Ambassadrice de la marine française, elle voyage à travers le monde pour tenir des conférences, populariser la voile, et faire (re) connaitre le savoir-faire français en construction navale. Elle écrit plusieurs ouvrages sur le monde de la mer, dont un recueil de poèmes « Une âme à la mer » distingué par l’Académie française. Elle fait aussi de nombreux dons, notamment au Yacht-Club de France ou encore à l’École Navale.
En 1931, elle est dans l’impossibilité de défendre son titre olympique, n’ayant réussi à réunir les 10 hommes d’équipage dont elle a besoin pour ses deux yachts.
La dernière régate…
Début 1932, Virginie Hériot est grièvement blessée aux côtes et au foie lors d’une tempête entre Venise et la Grèce.
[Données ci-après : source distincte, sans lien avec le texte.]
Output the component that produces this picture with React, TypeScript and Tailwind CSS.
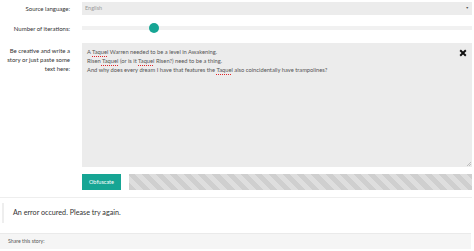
import React from 'react';

const Taquel = () => (
  <span className="underline decoration-dotted decoration-[#e0262b] decoration-[1px] underline-offset-[1.5px]">Taquel</span>
);

export default function App() {
  return (
    <div className="w-[474px] h-[251px] bg-white overflow-hidden text-[#333]" style={{ fontFamily: 'Lato, "Open Sans", sans-serif' }}>
      <div className="flex flex-col gap-[4px] pt-[2px] pr-[2px]">
        <div className="flex items-center">
          <div className="w-[70px] text-right text-[6px]">Source language:</div>
          <div className="ml-[12px] flex-1 h-[13px] bg-[#ececec] flex items-center justify-between px-[3px] text-[5.5px] text-[#999]">
            <span>English</span>
            <span className="text-[3.5px] text-[#555]">▼</span>
          </div>
        </div>
        <div className="flex items-center h-[18px]">
          <div className="w-[70px] text-right text-[6px]">Number of iterations:</div>
          <div className="ml-[12px] flex-1 relative h-[4px] bg-[#f1f1f1]">
            <div className="absolute left-[67px] top-[-3px] w-[10px] h-[10px] rounded-full bg-[#16a594]" />
          </div>
        </div>
        <div className="flex items-start mt-[2px]">
          <div className="w-[70px] text-right text-[6px] leading-[9px] pt-[3px]">
            Be creative and write a story or just paste some text here:
          </div>
          <div className="ml-[12px] flex-1 h-[124px] bg-[#ececec] relative px-[5px] pt-[4px] text-[5.75px] leading-[9px] text-[#555]">
            <div>A <Taquel /> Warren needed to be a level in Awakening.</div>
            <div>Risen <Taquel /> (or is it <Taquel /> Risen?) need to be a thing.</div>
            <div>And why does every dream I have that features the <Taquel /> also coincidentally have trampolines?</div>
            <svg className="absolute right-[5px] top-[6px]" width="8" height="8" viewBox="0 0 10 10">
              <path d="M1.5 1.5 L8.5 8.5 M8.5 1.5 L1.5 8.5" stroke="#111" strokeWidth="2.4" />
            </svg>
            <svg className="absolute right-[1px] bottom-[1px]" width="5" height="5" viewBox="0 0 5 5">
              <path d="M5 1 L1 5 M5 3 L3 5" stroke="#aaa" strokeWidth="0.7" />
            </svg>
          </div>
        </div>
        <div className="flex items-center mt-[3px] h-[16px]">
          <div className="w-[82px]" />
          <div className="w-[39px] h-[16px] bg-[#16a594] text-white text-[5.5px] flex items-center justify-center">Obfuscate</div>
          <div className="ml-[8px] flex-1 h-[16px] bg-[repeating-linear-gradient(45deg,#cfcfcf_0px,#cfcfcf_5px,#dedede_5px,#dedede_10px)]" />
        </div>
      </div>
      <div className="mt-[7px] h-px bg-[#eeeeee] mr-[2px]" />
      <div className="mt-[5px] ml-[2px] mr-[2px] h-[20px] border-l-[2px] border-[#eeeeee] flex items-center pl-[9px] text-[7.2px] text-[#333]">
        An error occured. Please try again.
      </div>
      <div className="mt-[10px] mr-[3px] h-[16px] bg-[#f5f5f5] border-t border-[#eaeaea] flex items-center pl-[8px] text-[5.2px] text-[#555]">
        Share this story:
      </div>
    </div>
  );
}
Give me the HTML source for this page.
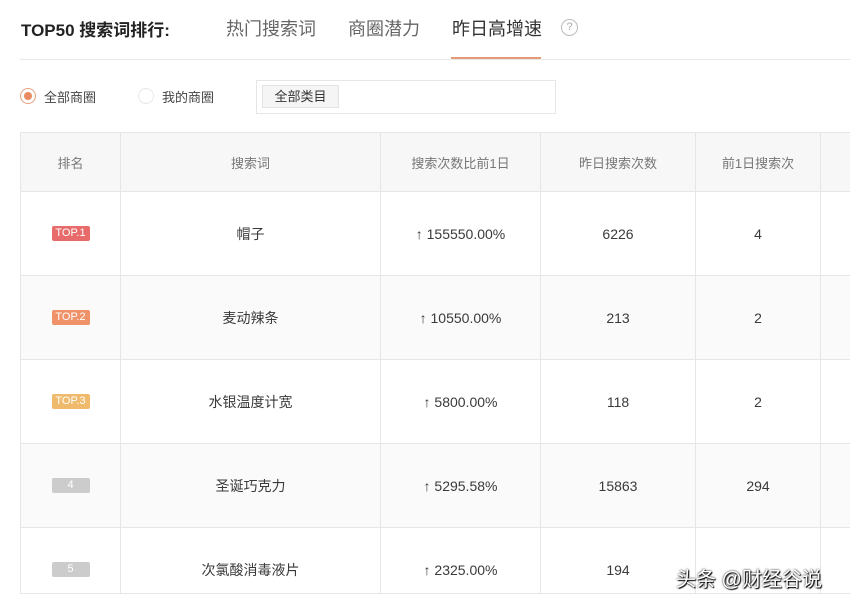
<!DOCTYPE html>
<html><head><meta charset="utf-8"><style>
*{margin:0;padding:0;box-sizing:border-box}
html,body{width:850px;height:606px;overflow:hidden}
body{background:#fff;position:relative;font-family:"Liberation Sans","Noto Sans CJK SC",sans-serif;color:#333}
.a{position:absolute;white-space:nowrap}
.t{font-size:17px;font-weight:bold;color:#222;left:21px;top:16px}
.tab{font-size:18px;color:#666;top:15px}
.cell{position:absolute;display:flex;align-items:center;justify-content:center;font-size:14px;color:#3a3a3a;border-right:1px solid #e6e6e6;border-bottom:1px solid #e6e6e6}
.h{color:#777;font-size:13px;background:#f7f7f7}
.b{display:inline-block;width:38px;height:15px;line-height:15px;font-size:11px;color:#fff;text-align:center;border-radius:2px}
</style></head><body>
<div class="a t">TOP50 搜索词排行:</div>
<div class="a tab" style="left:226px">热门搜索词</div>
<div class="a tab" style="left:348px">商圈潜力</div>
<div class="a tab" style="left:452px;color:#333">昨日高增速</div>
<div class="a" style="left:561px;top:19px;width:17px;height:17px;border:1px solid #bbb;border-radius:50%;font-size:11px;color:#aaa;text-align:center;line-height:15px">?</div>
<div class="a" style="left:20px;top:59px;width:830px;height:1px;background:#e8e8e8"></div>
<div class="a" style="left:451px;top:57px;width:90px;height:2px;background:#e59a78"></div>
<div class="a" style="left:20px;top:88px;width:16px;height:16px;border:1px solid #e8a080;border-radius:50%"><div style="margin:3px;width:8px;height:8px;border-radius:50%;background:#ea8a5e"></div></div>
<div class="a" style="left:44px;top:87px;font-size:13px;color:#444">全部商圈</div>
<div class="a" style="left:138px;top:88px;width:16px;height:16px;border:1px solid #e8e8e8;border-radius:50%"></div>
<div class="a" style="left:162px;top:87px;font-size:13px;color:#444">我的商圈</div>
<div class="a" style="left:256px;top:80px;width:300px;height:34px;border:1px solid #e6e6e6"></div>
<div class="a" style="left:262px;top:85px;width:77px;height:23px;border:1px solid #e3e3e3;background:#f5f5f5;font-size:13px;text-align:center;line-height:21px">全部类目</div>
<div class="a" style="left:0;top:0;width:850px;height:594px;overflow:hidden">
<div class="a" style="left:20px;top:132px;width:830px;height:1px;background:#e6e6e6"></div>
<div class="a" style="left:20px;top:132px;width:1px;height:462px;background:#e6e6e6"></div>
<div id="tb"></div>
<div class="a" style="left:20px;top:593px;width:830px;height:1px;background:#e6e6e6"></div>
</div>
<div class="a" style="left:676px;top:563px;font-size:20px;color:#fff;text-shadow:0 0 2px #000,1px 1px 1px #000">头条 @财经谷说</div>
<script>
var cols=[[21,100],[121,260],[381,160],[541,155],[696,125],[821,40]];
var rows=[["排名","搜索词","搜索次数比前1日","昨日搜索次数","前1日搜索次",""],
["b:TOP.1:#e86b6b","帽子","↑ 155550.00%","6226","4",""],
["b:TOP.2:#ef9169","麦动辣条","↑ 10550.00%","213","2",""],
["b:TOP.3:#f0ba6c","水银温度计宽","↑ 5800.00%","118","2",""],
["b:4:#cccccc","圣诞巧克力","↑ 5295.58%","15863","294",""],
["b:5:#cccccc","次氯酸消毒液片","↑ 2325.00%","194","",""]];
var ys=[133,192,276,360,444,528],hs=[59,84,84,84,84,84],h="";
rows.forEach(function(r,i){r.forEach(function(c,j){
var bg=i==0?"#f7f7f7":(i%2==0?"#fafafa":"#fff");
var txt=c;if(c.indexOf("b:")==0){var p=c.split(":");txt='<span class="b" style="background:'+p[2]+'">'+p[1]+'</span>';}
h+='<div class="cell'+(i==0?' h':'')+'" style="left:'+cols[j][0]+'px;top:'+ys[i]+'px;width:'+cols[j][1]+'px;height:'+hs[i]+'px;background:'+bg+'">'+txt+'</div>';});});
document.getElementById("tb").innerHTML=h;
</script>
</body></html>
Mise en garde par ses proches sur sa poursuite de la compétition, elle décide néanmoins de participer à la Régate du Cinquantenaire du Club d’Arcachon. Elle perd connaissance à bord de son 8mJI Aile VII avant le départ, le 27 août et fait un nouveau malaise au passage de la ligne d’arrivée. Elle décède le 28 août 1932 à l’âge de 42 ans à bord de son bateau.
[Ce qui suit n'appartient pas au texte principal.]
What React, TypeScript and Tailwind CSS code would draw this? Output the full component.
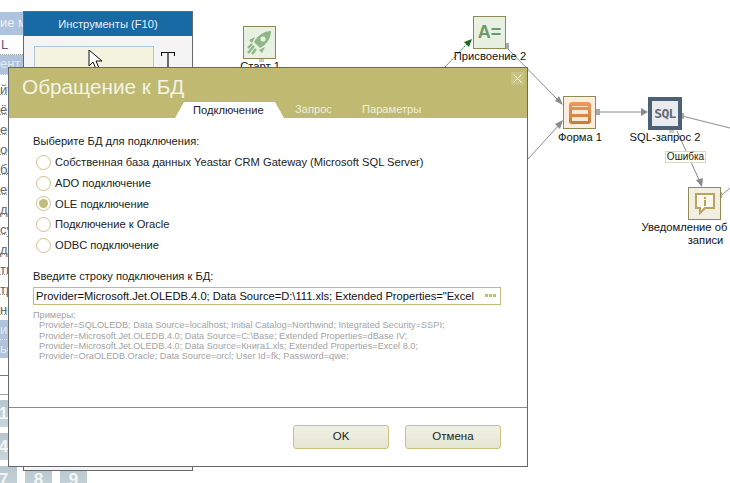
import React from "react";

const sideRows = [
  { t: "ие м", k: "head" },
  { t: "L", k: "link" },
  { t: "ент", k: "blue" },
  { t: "йт", k: "row" },
  { t: "ё г", k: "row" },
  { t: "ер", k: "row" },
  { t: "ое", k: "row" },
  { t: "бл", k: "row" },
  { t: "ен", k: "row" },
  { t: "да", k: "row" },
  { t: "су", k: "row" },
  { t: "ди", k: "row" },
  { t: "ти", k: "row" },
  { t: "тр", k: "row" },
  { t: "не", k: "row" },
];

function Side() {
  return (
    <div className="absolute left-0 top-[12px] w-[23px] flex flex-col text-[13px] overflow-hidden">
      {sideRows.map((r, i) => (
        <div
          key={i}
          className={
            r.k === "head"
              ? "h-[23px] bg-[#afc3dd] text-[#eef2f8] leading-[21px] whitespace-nowrap"
              : r.k === "blue"
              ? "h-[20px] bg-[#afc3dd] text-[#e4eaf3] leading-[18px] border-b border-dotted border-[#e8eef6] whitespace-nowrap"
              : r.k === "link"
              ? "h-[20px] text-[#7a4f7f] leading-[20px] pl-[1px] border-b border-dotted border-[#999] whitespace-nowrap"
              : "h-[20px] text-[#5f6470] pt-[9px] leading-[12px] border-b border-dotted border-[#999] whitespace-nowrap"
          }
        >
          {r.t}
        </div>
      ))}
      <div className="h-[5px]" />
      <div className="h-[20px] bg-[#afc3dd] text-[#e4eaf3] leading-[20px] border-b border-dotted border-[#e8eef6] whitespace-nowrap">ии</div>
      <div className="h-[18px] bg-[#afc3dd] text-[#e4eaf3] leading-[18px] whitespace-nowrap">ьо</div>
      <div className="h-[18px] border-b border-[#6b7f88]" />
      <div className="h-[19px] border-b border-[#9aa5aa]" />
    </div>
  );
}

function Tile({ n }: { n: string }) {
  return (
    <div className="w-[27px] h-[27px] bg-gradient-to-b from-[#b7c7ce] to-[#c9d6db] text-[#f3f6f7] text-[17px] font-bold flex items-center justify-center leading-none">
      {n}
    </div>
  );
}

function Tiles() {
  return (
    <div className="absolute left-[-10px] top-[400px] grid grid-cols-[27px_27px_27px] gap-x-[8px] gap-y-[6px]">
      {["1", "2", "3", "4", "5", "6", "7", "8", "9"].map((n) => (
        <Tile key={n} n={n} />
      ))}
    </div>
  );
}

function Tools() {
  return (
    <div className="absolute left-[23px] top-[11px] w-[170px] h-[460px] border border-[#66696c] bg-[#f4f4f4] flex flex-col">
      <div className="h-[24px] bg-[#186aa5] text-[#e8f0f7] text-[11.2px] flex items-center justify-center shrink-0">
        Инструменты (F10)
      </div>
      <div className="flex items-start pl-[10px] pt-[10px] gap-[7px]">
        <div className="relative w-[120px] h-[40px] bg-[#f3f3e0] border border-[#aec5de]">
          <svg className="absolute left-[53px] top-[2px]" width="16" height="22" viewBox="0 0 16 22">
            <path d="M1 1 L1 17 L5 13 L8 20 L11 19 L8 12 L14 12 Z" fill="#fff" stroke="#111" strokeWidth="1" />
          </svg>
        </div>
        <svg width="14" height="18" viewBox="0 0 14 18" className="mt-[6px]">
          <path d="M0.5 4 V0.5 H13.5 V4 M7 0.5 V17" fill="none" stroke="#111" strokeWidth="1.2" />
        </svg>
      </div>
    </div>
  );
}

function Wires() {
  const g = "#8a8a8a";
  return (
    <svg className="absolute left-0 top-0" width="730" height="483" viewBox="0 0 730 483">
      <line x1="445" y1="67" x2="468" y2="43" stroke="#2e7d32" strokeWidth="1" strokeDasharray="2 1" />
      <polygon points="472,39 464,42 469,47" fill="#1f6b25" />
      <line x1="506" y1="47" x2="560" y2="102" stroke={g} strokeWidth="1" />
      <polygon points="563,105 555,101 559,96" fill={g} />
      <line x1="528" y1="159" x2="560" y2="124" stroke={g} strokeWidth="1" />
      <polygon points="563,120 555,124 560,129" fill={g} />
      <line x1="597" y1="112" x2="642" y2="112" stroke={g} strokeWidth="1" />
      <polygon points="648,112 641,108 641,116" fill={g} />
      <line x1="682" y1="116" x2="730" y2="128" stroke={g} strokeWidth="1" />
      <line x1="677" y1="131" x2="700" y2="182" stroke={g} strokeWidth="1" />
      <polygon points="702,187 696,180 703,178" fill={g} />
      <line x1="722" y1="195" x2="730" y2="188" stroke={g} strokeWidth="1" />
      <rect x="504" y="43" width="5" height="6" fill="#a9a9a9" />
      <rect x="596" y="109" width="4" height="6" fill="#a9a9a9" />
      <rect x="680" y="113" width="4" height="6" fill="#a9a9a9" />
      <rect x="719" y="192" width="3" height="6" fill="#a9a9a9" />
      <rect x="669" y="130" width="5" height="3" fill="#c9c9c9" />
      <rect x="259" y="59" width="5" height="3" fill="#c9c9c9" />
    </svg>
  );
}

const nodeBase = "absolute w-[33px] h-[33px] flex items-center justify-center";
const label = "absolute text-[11.2px] leading-[14px] text-[#111] text-center whitespace-nowrap -translate-x-1/2";

function Nodes() {
  return (
    <>
      <div className={`${nodeBase} left-[243px] top-[26px] bg-[#e8f0e2] border border-[#8c8a55]`}>
        <svg width="27" height="27" viewBox="0 0 27 27">
          <path d="M25 2 C18 2 12 6 8 13 L14 19 C21 15 25 9 25 2 Z" fill="#8fb687" />
          <circle cx="17" cy="10" r="2.6" fill="#e8f0e2" />
          <path d="M9 8 L3 11 L6 14 Z M19 18 L16 24 L13 21 Z" fill="#8fb687" />
          <path d="M8 17 L2 24 M10 20 L6 25 M6 15 L2 19" stroke="#8fb687" strokeWidth="2.4" fill="none" />
        </svg>
      </div>
      <div className={`${label} left-[260px] top-[59px]`}>Старт 1</div>

      <div className={`${nodeBase} left-[473px] top-[16px] bg-[#e8f0e2] border border-[#8c8a55] text-[#6c9a68] text-[18px] font-bold`}>
        A=
      </div>
      <div className={`${label} left-[490px] top-[49px]`}>Присвоение 2</div>

      <div className={`${nodeBase} left-[563px] top-[96px] bg-[#fbeee0] border border-[#8c8a55]`}>
        <div className="w-[22px] h-[22px] rounded-[3px] bg-gradient-to-b from-[#ee9a5c] to-[#c47c38] flex flex-col gap-[1px] pt-[4px] items-center">
          <div className="w-[16px] h-[3px] border-t border-[#f6dfc8]" />
          <div className="w-[16px] h-[4px] bg-[#f8e8d6]" />
          <div className="h-[1px]" />
          <div className="w-[16px] h-[4px] bg-[#f8e8d6]" />
        </div>
      </div>
      <div className={`${label} left-[580px] top-[130px]`}>Форма 1</div>

      <div className={`${nodeBase} left-[648px] top-[97px] w-[34px] bg-[#e9ebee] border-[4px] border-[#4b6175] text-[#5f6b78] text-[13px] font-bold tracking-[-0.7px] [font-family:'DejaVu_Sans_Mono',monospace]`}>
        SQL
      </div>
      <div className={`${label} left-[665px] top-[130px]`}>SQL-запрос 2</div>

      <div className="absolute left-[665px] top-[151px] h-[12px] w-[41px] bg-[#fffff0] border border-[#d6d6d6] text-[10px] leading-[10px] text-[#222] text-center">
        Ошибка
      </div>

      <div className={`${nodeBase} left-[688px] top-[187px] bg-[#f3efe0] border border-[#8c8a55]`}>
        <svg width="22" height="23" viewBox="0 0 22 23">
          <path d="M2 2 H20 V16 H11 L6 21 V16 H2 Z" fill="#fbf8ec" stroke="#b9a35f" strokeWidth="2" />
          <rect x="10" y="5" width="2" height="2" fill="#b9a35f" />
          <rect x="10" y="8" width="2" height="6" fill="#b9a35f" />
        </svg>
      </div>
      <div className="absolute left-[641px] top-[221px] w-[129px] text-[11.2px] leading-[12.5px] text-[#111] text-center">
        Уведомление об ошибке записи
      </div>
    </>
  );
}

function Radio({ text, checked }: { text: string; checked?: boolean }) {
  return (
    <div className="h-[20.8px] flex items-center gap-[4px] pl-[3px]">
      <span className="w-[15px] h-[15px] rounded-full border border-[#c9c48c] bg-white flex items-center justify-center shrink-0">
        {checked && <span className="w-[9px] h-[9px] rounded-full bg-[#c2bc7a]" />}
      </span>
      <span className="text-[11.15px] text-[#222]">{text}</span>
    </div>
  );
}

function Button({ text }: { text: string }) {
  return (
    <div className="w-[96px] h-[24px] rounded-[3px] border border-[#c9c27e] bg-gradient-to-b from-[#f0f1e3] to-[#e4e6d3] text-[11.5px] text-[#222] flex items-center justify-center">
      {text}
    </div>
  );
}

function Dialog() {
  return (
    <div className="absolute left-[8px] top-[67px] w-[520px] h-[400px] border border-[#66696c] bg-white flex flex-col">
      <div className="h-[50px] bg-[#bfb972] flex flex-col justify-between shrink-0 relative">
        <div className="pl-[13px] pt-[5px] text-[#f5f3e3] text-[20.75px] leading-[28px]">Обращение к БД</div>
        <div className="flex items-end text-[11.15px] h-[16px] pl-[166px]">
          <div className="w-[109px] h-[16px] bg-white text-[#222] pl-[18px] leading-[17px] [clip-path:polygon(9px_0,calc(100%-9px)_0,100%_100%,0_100%)]">
            Подключение
          </div>
          <div className="ml-[11px] text-[#f0eedd] leading-[17px]">Запрос</div>
          <div className="ml-[30px] text-[#f0eedd] leading-[17px]">Параметры</div>
        </div>
        <div className="absolute right-[3px] top-[4px] w-[13px] h-[13px] bg-[#c8c384] flex items-center justify-center">
          <svg width="9" height="9" viewBox="0 0 9 9">
            <path d="M0.5 0.5 L8.5 8.5 M8.5 0.5 L0.5 8.5" stroke="#fff" strokeWidth="1" />
          </svg>
        </div>
      </div>

      <div className="flex-1 pl-[24px] pr-[26px] pt-[15px]">
        <div className="text-[11.15px] leading-[16px] text-[#222]">Выберите БД для подключения:</div>
        <div className="mt-[3px] flex flex-col">
          <Radio text="Собственная база данных Yeastar CRM Gateway (Microsoft SQL Server)" />
          <Radio text="ADO подключение" />
          <Radio text="OLE подключение" checked />
          <Radio text="Подключение к Oracle" />
          <Radio text="ODBC подключение" />
        </div>
        <div className="mt-[12px] text-[11.15px] leading-[16px] text-[#222]">Введите строку подключения к БД:</div>
        <div className="mt-[3px] h-[18px] border border-[#c2bc7a] flex items-center pl-[2px] pr-[3px] gap-[7px]">
          <span className="flex-1 overflow-hidden whitespace-nowrap text-[11.15px] leading-[16px] text-[#111]">
            Provider=Microsoft.Jet.OLEDB.4.0; Data Source=D:\111.xls; Extended Properties="Excel 8.0;HDR=Yes"
          </span>
          <span className="flex gap-[1px] w-[13px] shrink-0 justify-center">
            <i className="w-[3px] h-[3px] bg-[#c2bc7a]" />
            <i className="w-[3px] h-[3px] bg-[#c2bc7a]" />
            <i className="w-[3px] h-[3px] bg-[#c2bc7a]" />
          </span>
        </div>
        <div className="mt-[5px] text-[9.2px] leading-[10.3px] text-[#a3a3a3] whitespace-nowrap">
          <div>Примеры:</div>
          <div className="pl-[6px]">Provider=SQLOLEDB; Data Source=localhost; Initial Catalog=Northwind; Integrated Security=SSPI;</div>
          <div className="pl-[6px]">Provider=Microsoft.Jet.OLEDB.4.0; Data Source=C:\Base; Extended Properties=dBase IV;</div>
          <div className="pl-[6px]">Provider=Microsoft.Jet.OLEDB.4.0; Data Source=Книга1.xls; Extended Properties=Excel 8.0;</div>
          <div className="pl-[6px]">Provider=OraOLEDB.Oracle; Data Source=orcl; User Id=fk; Password=qwe;</div>
        </div>
      </div>

      <div className="h-[59px] border-t border-[#8a8a8a] flex items-center justify-end gap-[16px] pr-[26px] pb-[1px] shrink-0">
        <Button text="OK" />
        <Button text="Отмена" />
      </div>
    </div>
  );
}

export default function App() {
  return (
    <div className="relative w-[730px] h-[483px] overflow-hidden bg-white [font-family:'Liberation_Sans',Arial,sans-serif]">
      <Side />
      <Tiles />
      <Wires />
      <Nodes />
      <Tools />
      <Dialog />
    </div>
  );
}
Elle souhaite que son corps soit jeté à la mer, au large des côtes bretonnes, mais sa mère ne peut s’y résoudre. Virginie Hériot est inhumée dans le caveau familial à La Boissières-Ecole (près de Rambouillet) après la célébration d’une messe parisienne le 2 septembre 1932. Au décès de sa grand-mère, Hubert décide d’exaucer les dernières volontés de sa mère. Le cercueil de Virginie rejoint la mer à Brest en 1948.
Plusieurs de ses bateaux furent légués à l’École Navale, comme Petite Aile II, III et V, qui participèrent d’ailleurs aux Grandes Régates de Brest au printemps 1932. Ailée II fut également légué à l’École Navale avant d’être sabordée par les Allemands en 1944. Le devis de reconstruction s’avérant beaucoup trop élevé, seuls furent récupérés le bronze et le plomb de la quille.